Failover is automatically handled by Amazon RDS so that you can resume database operations as quickly as possible without administrative intervention. When failing over, Amazon RDS simply flips the canonical name record (CNAME) for your DB instance to point at the standby, which is in turn promoted to become the new primary. We encourage you to follow best practices and implement database connection retry at the application layer.
Failovers, as defined by the interval between the detection of the failure on the primary and the resumption of transactions on the standby, typically complete within one to two minutes. Failover time can also be affected by whether large uncommitted transactions must be recovered; the use of adequately large instance types is recommended with Multi-AZ for best results. AWS also recommends the use of Provisioned IOPS with Multi-AZ instances, for fast, predictable, and consistent throughput performance.

Could you tell if we have some automatic retries in the history service?

What’s the Temporal server version you are using? Did you use helm charts to deploy the server onto EKS?

I tried two tests with 1.17.5 and 1.8.0 with postgres 13

  1. postgres running locally, stopped db and started it back up, temporal was able to recover
  2. postgres running on docker container, stopped container and started it back up and temporal was again able to recover and reconnect

Believe there is connection retries with the sql driver but i don’t know enough about RDS to know if there are any config options that might be preventing the connection to be re-established.

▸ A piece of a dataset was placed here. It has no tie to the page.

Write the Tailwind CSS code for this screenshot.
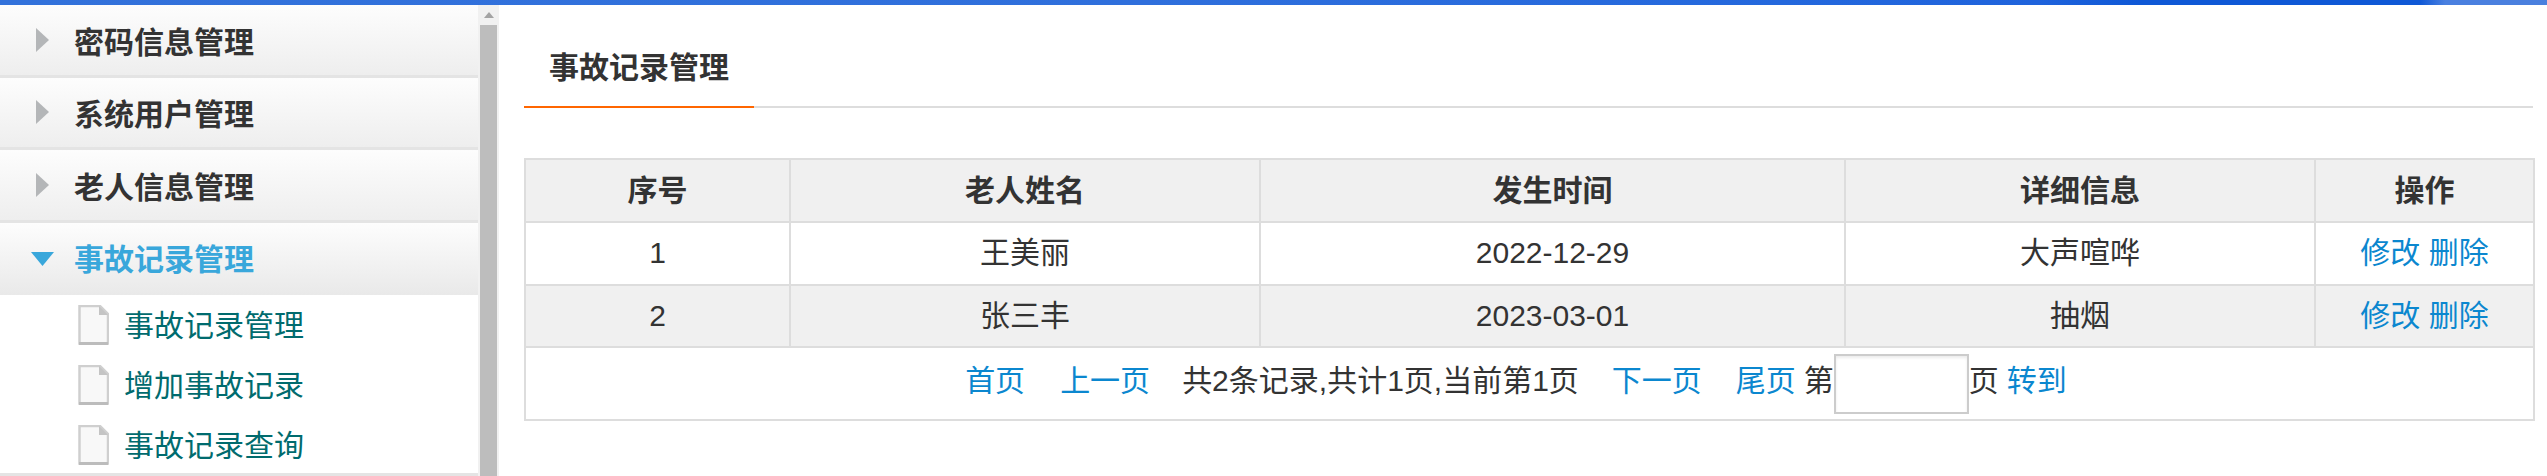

Also would check possible issues between EKS and RDS

Could you share all history pod logs when you initiate the RDS failover?

Everything was updated to temporalio/server:1.18.0. During the failover operation AWS changes the DNS record that points to the master instance. I checked it several times - the change propagated within 30-60 seconds with no issues. I don’t think that during failover operation some network issues appeared between EKS and RDS.

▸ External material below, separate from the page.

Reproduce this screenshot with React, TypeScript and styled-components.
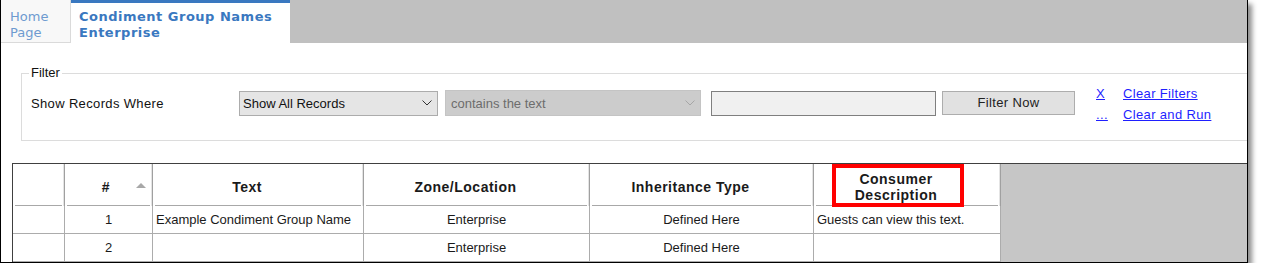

Logs are attached in the thread in Slack.

Thanks for the info,
for the history logs that you shared for the two minutes between
2022-10-03T15:34:25.928Z
and
2022-10-03T15:36:51.189Z

it does look like on Temporal side connection failures are being retried (looks as almost every second) and keep failing as you mentioned with
Failed to commit transaction. Error: read tcp 10.1.124.51:52656->10.1.182.110:5432: read: connection

From frontend logs i see

Unable to call matching.PollWorkflowTaskQueue.","service":"frontend","wf-task-queue-name":"/_sys/default-worker-tq/2","timeout":"1m9.999771355s","error":"context deadline exceeded",

and

Operation failed with internal error.","error":"ListClusterMetadata operation failed. Failed to get cluster metadata rows. Error: dial tcp 10.1.182.110:5432: connect: connection timed out"

assume that your db connectAddr is 10.1.182.110:5432 right?

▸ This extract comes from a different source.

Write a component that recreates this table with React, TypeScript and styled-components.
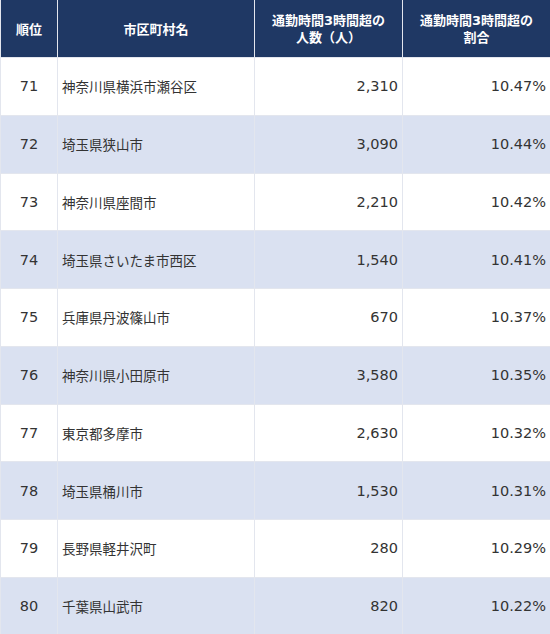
import React from 'react';
import styled, { createGlobalStyle } from 'styled-components';

const GlobalStyle = createGlobalStyle`
  html, body {
    margin: 0;
    padding: 0;
    background: #ffffff;
  }
  body {
    font-family: "DejaVu Sans", "Noto Sans CJK JP", sans-serif;
    color: #333333;
  }
`;

const Table = styled.table`
  width: 550px;
  border-collapse: collapse;
  table-layout: fixed;
`;

const HeadCell = styled.th`
  background: #1f3864;
  color: #ffffff;
  font-family: "Noto Sans CJK JP", sans-serif;
  font-size: 13px;
  font-weight: 700;
  height: 57px;
  padding: 0 2px;
  line-height: 16px;
  text-align: center;
  border: 1px solid #e3e6ee;
  border-top: none;
`;

const Digit = styled.span`
  font-family: "DejaVu Sans", sans-serif;
  font-weight: 600;
`;

const Row = styled.tr<{ $striped: boolean }>`
  height: 57.75px;
  background: ${p => (p.$striped ? '#dae1f1' : '#ffffff')};
`;

const Cell = styled.td`
  border: 1px solid #e3e6ee;
  color: #333333;
  white-space: nowrap;
  padding: 0 4px;
`;

const RankCell = styled(Cell)`
  text-align: center;
  font-family: "DejaVu Sans", sans-serif;
  font-size: 14.5px;
`;

const NameCell = styled(Cell)`
  text-align: left;
  font-family: "Noto Sans CJK JP", sans-serif;
  font-size: 13.5px;
`;

const NumCell = styled(Cell)`
  text-align: right;
  font-family: "DejaVu Sans", sans-serif;
  font-size: 14.5px;
`;

const rows = [
  [71, '神奈川県横浜市瀬谷区', '2,310', '10.47%'],
  [72, '埼玉県狭山市', '3,090', '10.44%'],
  [73, '神奈川県座間市', '2,210', '10.42%'],
  [74, '埼玉県さいたま市西区', '1,540', '10.41%'],
  [75, '兵庫県丹波篠山市', '670', '10.37%'],
  [76, '神奈川県小田原市', '3,580', '10.35%'],
  [77, '東京都多摩市', '2,630', '10.32%'],
  [78, '埼玉県桶川市', '1,530', '10.31%'],
  [79, '長野県軽井沢町', '280', '10.29%'],
  [80, '千葉県山武市', '820', '10.22%'],
];

export default function App() {
  return (
    <>
      <GlobalStyle />
      <Table>
        <colgroup>
          <col style={{ width: 57 }} />
          <col style={{ width: 197 }} />
          <col style={{ width: 148 }} />
          <col style={{ width: 148 }} />
        </colgroup>
        <thead>
          <tr>
            <HeadCell>順位</HeadCell>
            <HeadCell>市区町村名</HeadCell>
            <HeadCell>通勤時間<Digit>3</Digit>時間超の<br />人数（人）</HeadCell>
            <HeadCell>通勤時間<Digit>3</Digit>時間超の<br />割合</HeadCell>
          </tr>
        </thead>
        <tbody>
          {rows.map((r, i) => (
            <Row key={r[0]} $striped={i % 2 === 1}>
              <RankCell>{r[0]}</RankCell>
              <NameCell>{r[1]}</NameCell>
              <NumCell>{r[2]}</NumCell>
              <NumCell>{r[3]}</NumCell>
            </Row>
          ))}
        </tbody>
      </Table>
    </>
  );
}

During the failover operation AWS changes the DNS record that points to the master instance

So I don’t know details about rds, but this seems could be the issue, is there some proxy you could configure the connection address to that could help with dns record updates?

DNS record was updated within 30seconds. Inside the temporal’s history pod I can see that DNS record changed to the new one. I’ve tried to do a failover again and it seems to be self-restored after 15mins.

Could you briefly describe what are the steps for this operation GetOrCreateShard? And why it can fail?